__Given data__.
○ ○ ○ ○

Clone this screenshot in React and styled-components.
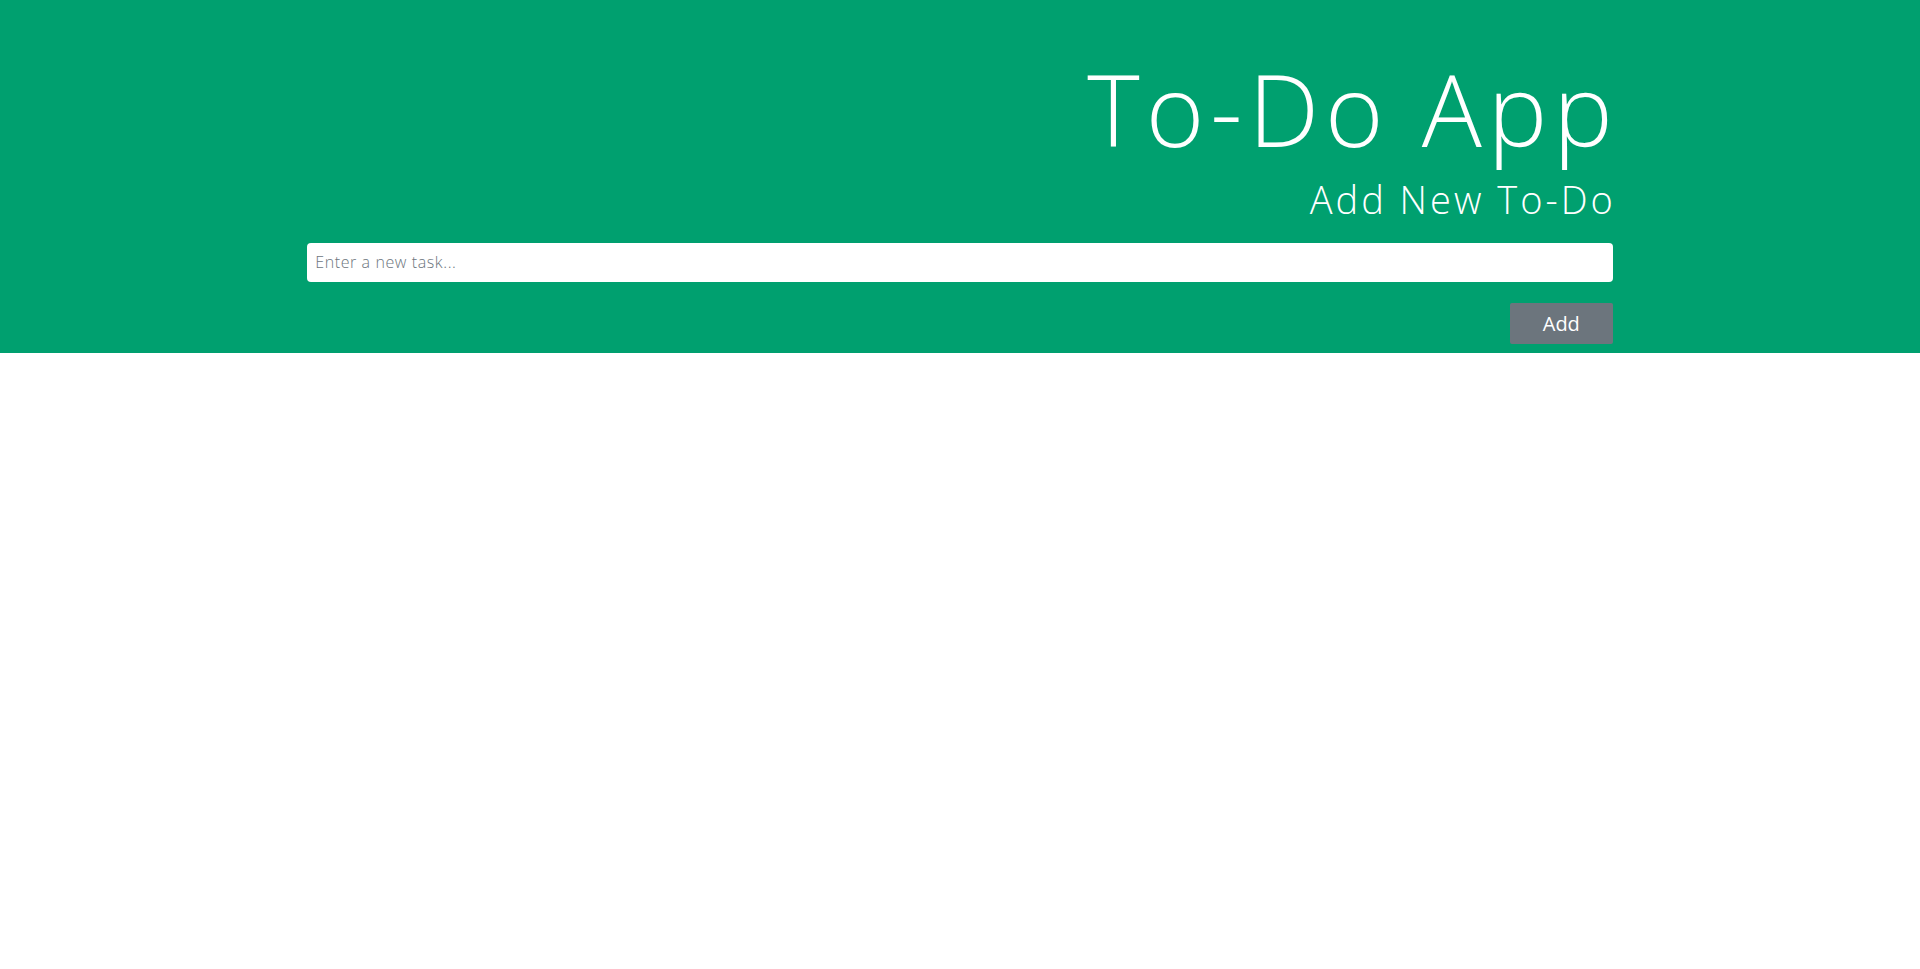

○ ○ ○ ○

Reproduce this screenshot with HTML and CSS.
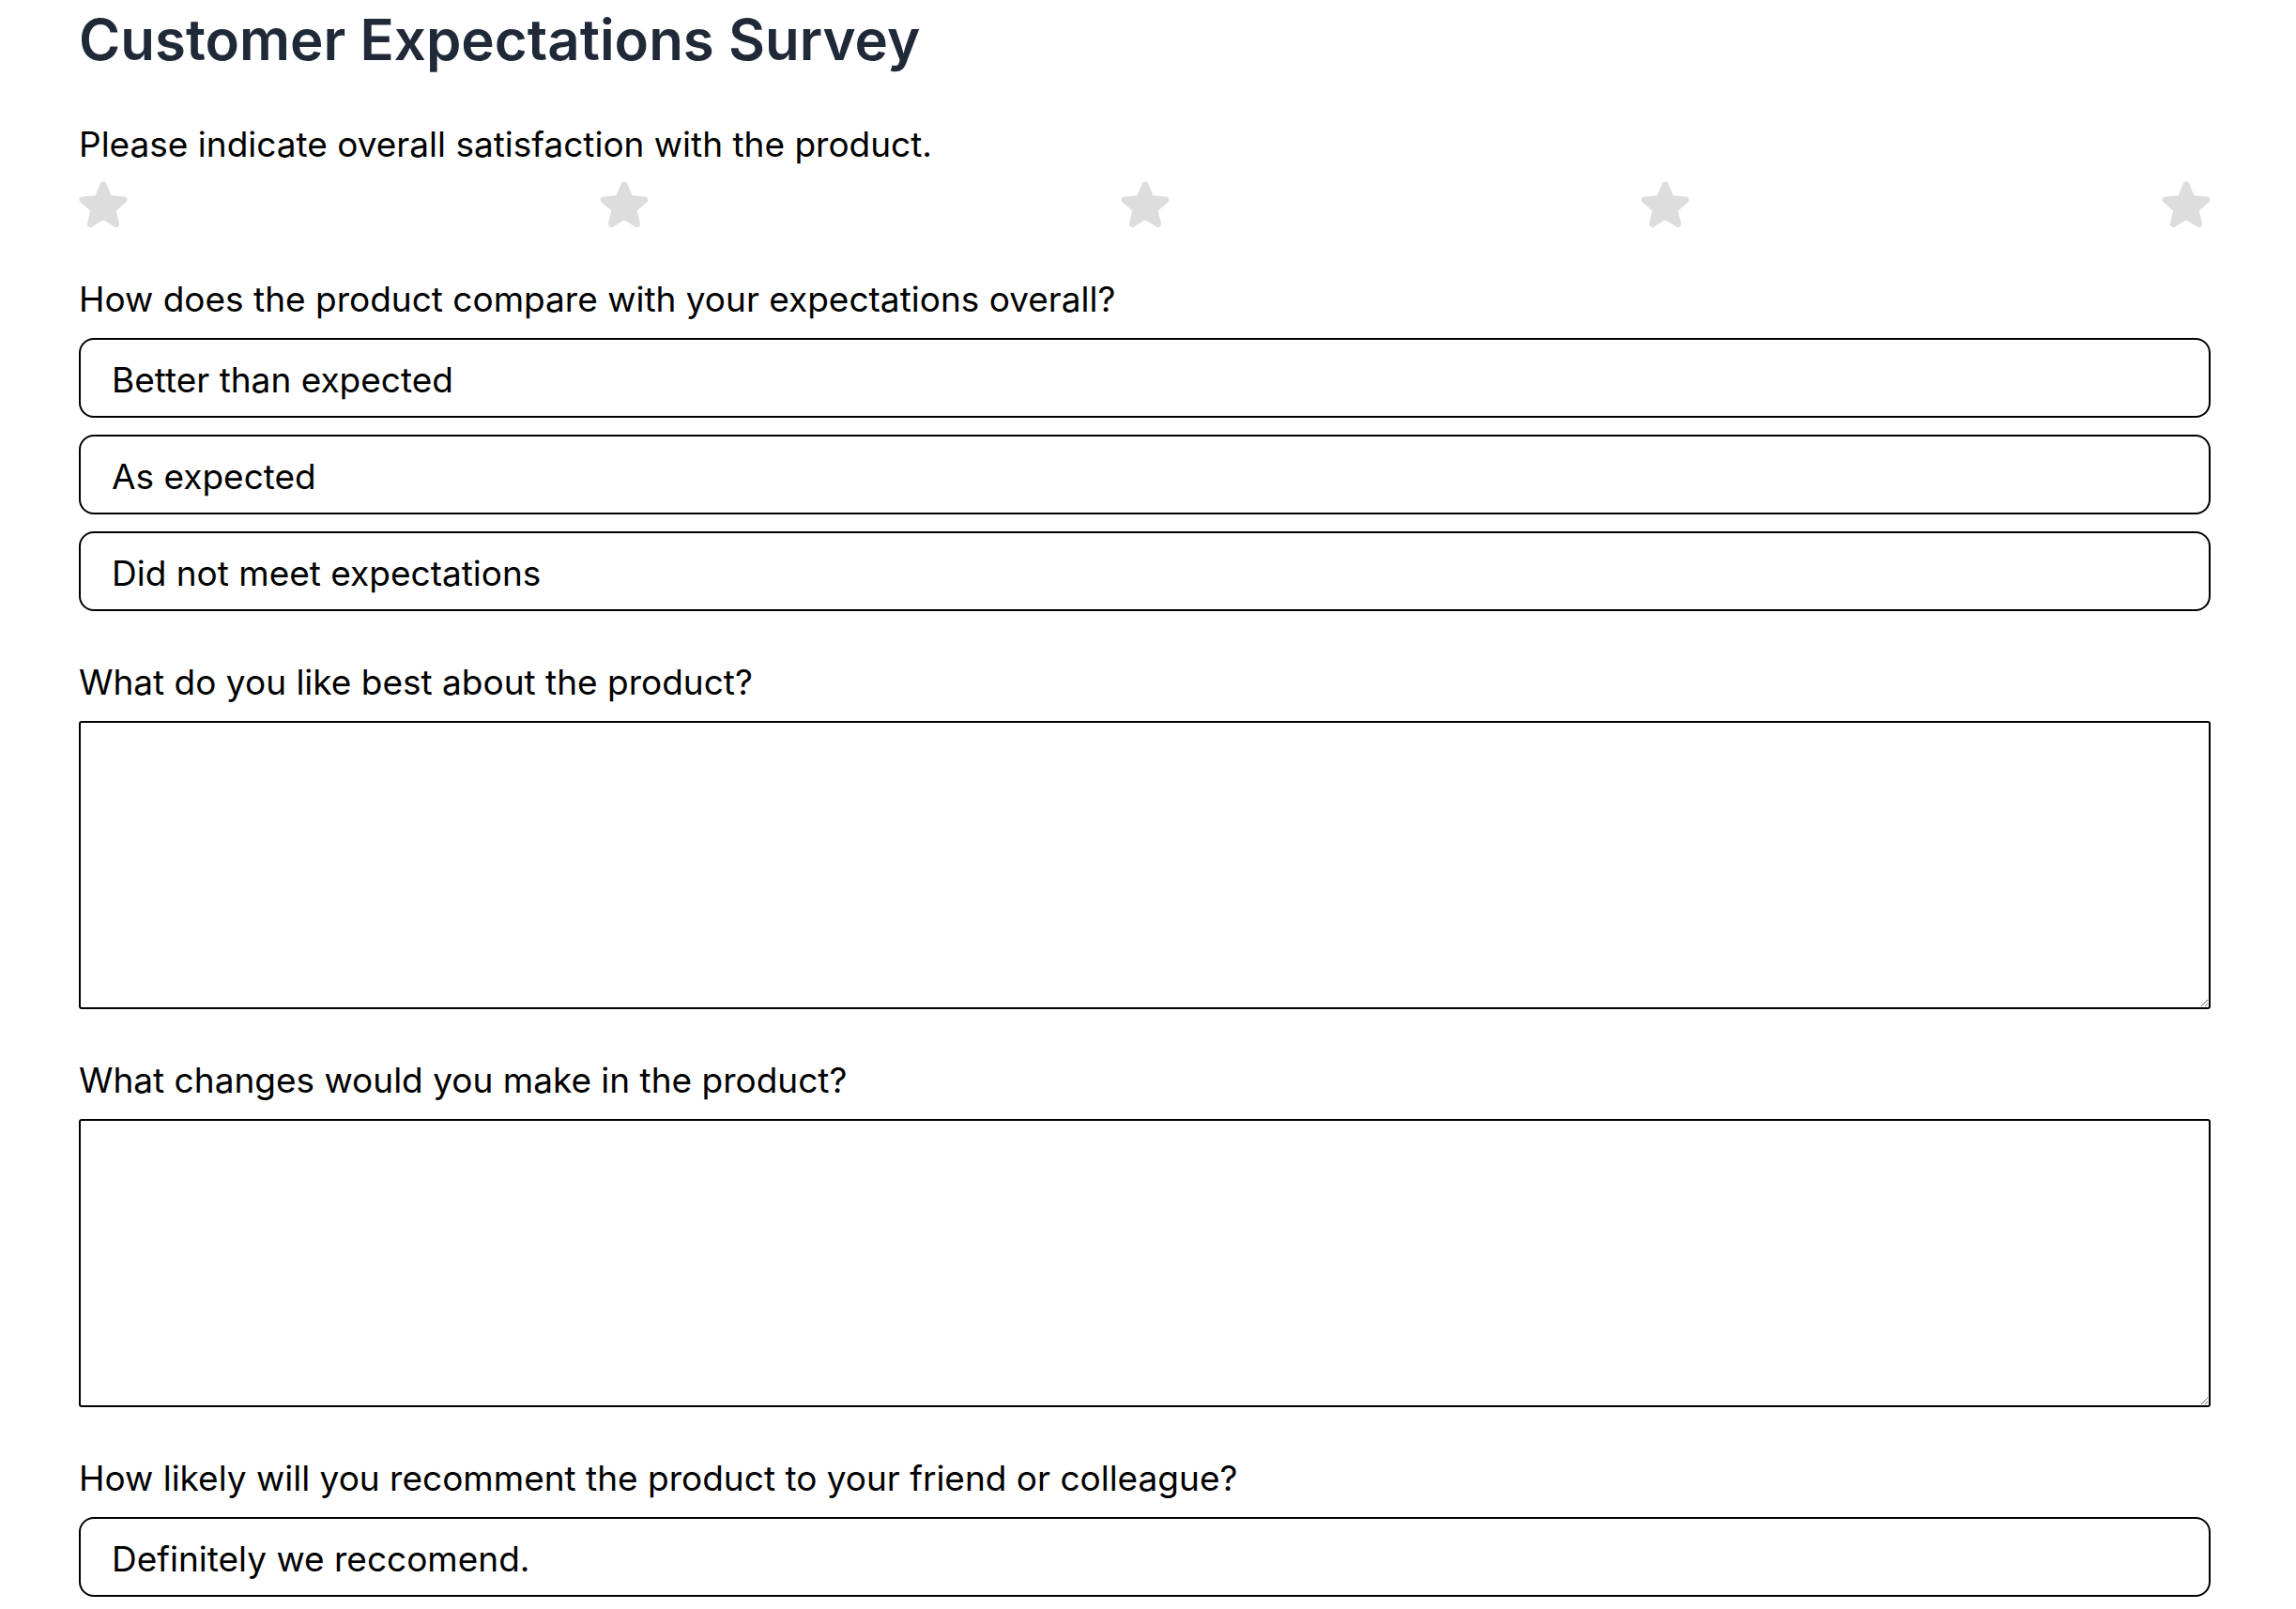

○ ○ ○ ○

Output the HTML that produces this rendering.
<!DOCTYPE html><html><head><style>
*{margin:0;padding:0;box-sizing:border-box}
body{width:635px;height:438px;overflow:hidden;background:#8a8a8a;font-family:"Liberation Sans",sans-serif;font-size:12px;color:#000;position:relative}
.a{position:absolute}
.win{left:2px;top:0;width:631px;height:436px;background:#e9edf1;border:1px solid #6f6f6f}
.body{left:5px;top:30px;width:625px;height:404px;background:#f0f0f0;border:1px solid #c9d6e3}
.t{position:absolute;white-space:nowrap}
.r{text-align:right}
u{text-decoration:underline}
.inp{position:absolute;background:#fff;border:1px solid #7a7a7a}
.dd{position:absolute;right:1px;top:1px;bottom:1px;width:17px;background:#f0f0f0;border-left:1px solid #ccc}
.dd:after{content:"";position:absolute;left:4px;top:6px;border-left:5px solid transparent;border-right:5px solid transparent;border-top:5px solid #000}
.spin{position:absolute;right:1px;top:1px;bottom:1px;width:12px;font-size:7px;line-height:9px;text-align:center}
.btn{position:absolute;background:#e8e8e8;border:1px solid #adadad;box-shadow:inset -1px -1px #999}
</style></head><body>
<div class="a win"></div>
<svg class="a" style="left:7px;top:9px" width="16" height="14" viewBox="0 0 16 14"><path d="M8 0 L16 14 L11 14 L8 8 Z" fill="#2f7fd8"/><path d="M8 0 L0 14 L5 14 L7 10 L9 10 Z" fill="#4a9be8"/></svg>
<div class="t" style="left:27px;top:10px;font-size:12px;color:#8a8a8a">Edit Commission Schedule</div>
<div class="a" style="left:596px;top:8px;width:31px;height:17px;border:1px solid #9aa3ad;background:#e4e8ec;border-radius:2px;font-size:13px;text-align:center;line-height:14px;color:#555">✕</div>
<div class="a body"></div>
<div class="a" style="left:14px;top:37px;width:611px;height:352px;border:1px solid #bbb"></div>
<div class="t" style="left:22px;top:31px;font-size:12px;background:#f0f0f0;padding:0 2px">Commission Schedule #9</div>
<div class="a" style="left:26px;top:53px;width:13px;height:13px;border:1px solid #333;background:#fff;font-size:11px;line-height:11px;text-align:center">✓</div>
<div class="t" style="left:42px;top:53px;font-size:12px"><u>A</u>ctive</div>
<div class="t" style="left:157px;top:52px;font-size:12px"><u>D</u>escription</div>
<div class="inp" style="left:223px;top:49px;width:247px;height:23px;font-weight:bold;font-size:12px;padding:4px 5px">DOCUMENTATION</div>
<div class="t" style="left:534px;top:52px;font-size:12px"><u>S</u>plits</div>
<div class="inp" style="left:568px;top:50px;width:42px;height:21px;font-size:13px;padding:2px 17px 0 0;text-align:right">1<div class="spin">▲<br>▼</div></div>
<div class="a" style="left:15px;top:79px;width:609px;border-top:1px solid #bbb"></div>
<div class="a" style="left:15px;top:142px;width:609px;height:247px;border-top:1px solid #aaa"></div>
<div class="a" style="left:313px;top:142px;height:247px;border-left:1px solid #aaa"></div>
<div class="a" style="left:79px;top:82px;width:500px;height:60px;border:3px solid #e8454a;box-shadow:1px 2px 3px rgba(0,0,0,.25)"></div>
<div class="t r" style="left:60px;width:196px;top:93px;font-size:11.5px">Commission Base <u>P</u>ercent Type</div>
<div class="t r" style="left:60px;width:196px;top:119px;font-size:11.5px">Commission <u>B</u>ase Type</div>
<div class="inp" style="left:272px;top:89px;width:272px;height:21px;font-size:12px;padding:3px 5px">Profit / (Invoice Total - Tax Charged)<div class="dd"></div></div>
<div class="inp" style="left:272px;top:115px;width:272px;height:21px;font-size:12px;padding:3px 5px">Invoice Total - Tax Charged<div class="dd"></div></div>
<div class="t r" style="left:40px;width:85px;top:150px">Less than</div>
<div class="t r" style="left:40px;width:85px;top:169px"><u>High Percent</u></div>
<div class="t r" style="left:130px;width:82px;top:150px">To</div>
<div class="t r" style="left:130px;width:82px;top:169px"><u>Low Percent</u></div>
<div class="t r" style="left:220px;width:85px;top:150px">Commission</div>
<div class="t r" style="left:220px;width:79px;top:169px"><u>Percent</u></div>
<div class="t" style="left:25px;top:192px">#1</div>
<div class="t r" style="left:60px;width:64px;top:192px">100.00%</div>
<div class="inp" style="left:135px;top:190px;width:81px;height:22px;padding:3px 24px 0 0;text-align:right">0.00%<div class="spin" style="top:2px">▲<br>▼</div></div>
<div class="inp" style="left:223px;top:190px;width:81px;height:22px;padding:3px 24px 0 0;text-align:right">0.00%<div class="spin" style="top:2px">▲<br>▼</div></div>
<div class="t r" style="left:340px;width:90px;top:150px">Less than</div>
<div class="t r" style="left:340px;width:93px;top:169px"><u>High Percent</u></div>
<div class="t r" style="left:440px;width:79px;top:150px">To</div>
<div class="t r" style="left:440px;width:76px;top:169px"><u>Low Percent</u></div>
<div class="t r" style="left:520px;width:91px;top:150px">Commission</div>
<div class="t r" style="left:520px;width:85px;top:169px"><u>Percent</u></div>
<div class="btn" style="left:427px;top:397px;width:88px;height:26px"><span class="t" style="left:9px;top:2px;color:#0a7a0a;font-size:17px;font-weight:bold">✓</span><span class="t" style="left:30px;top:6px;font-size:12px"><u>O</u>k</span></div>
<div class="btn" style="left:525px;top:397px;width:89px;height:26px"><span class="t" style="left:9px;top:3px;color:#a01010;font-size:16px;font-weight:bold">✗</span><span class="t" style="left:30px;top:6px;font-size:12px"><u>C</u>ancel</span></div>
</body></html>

○ ○ ○ ○

__The exercise__. Look through the entries above for the word "screenshot". Copy every line where it shows up.

__Task response__.
Clone this screenshot in React and styled-components.
Reproduce this screenshot with HTML and CSS.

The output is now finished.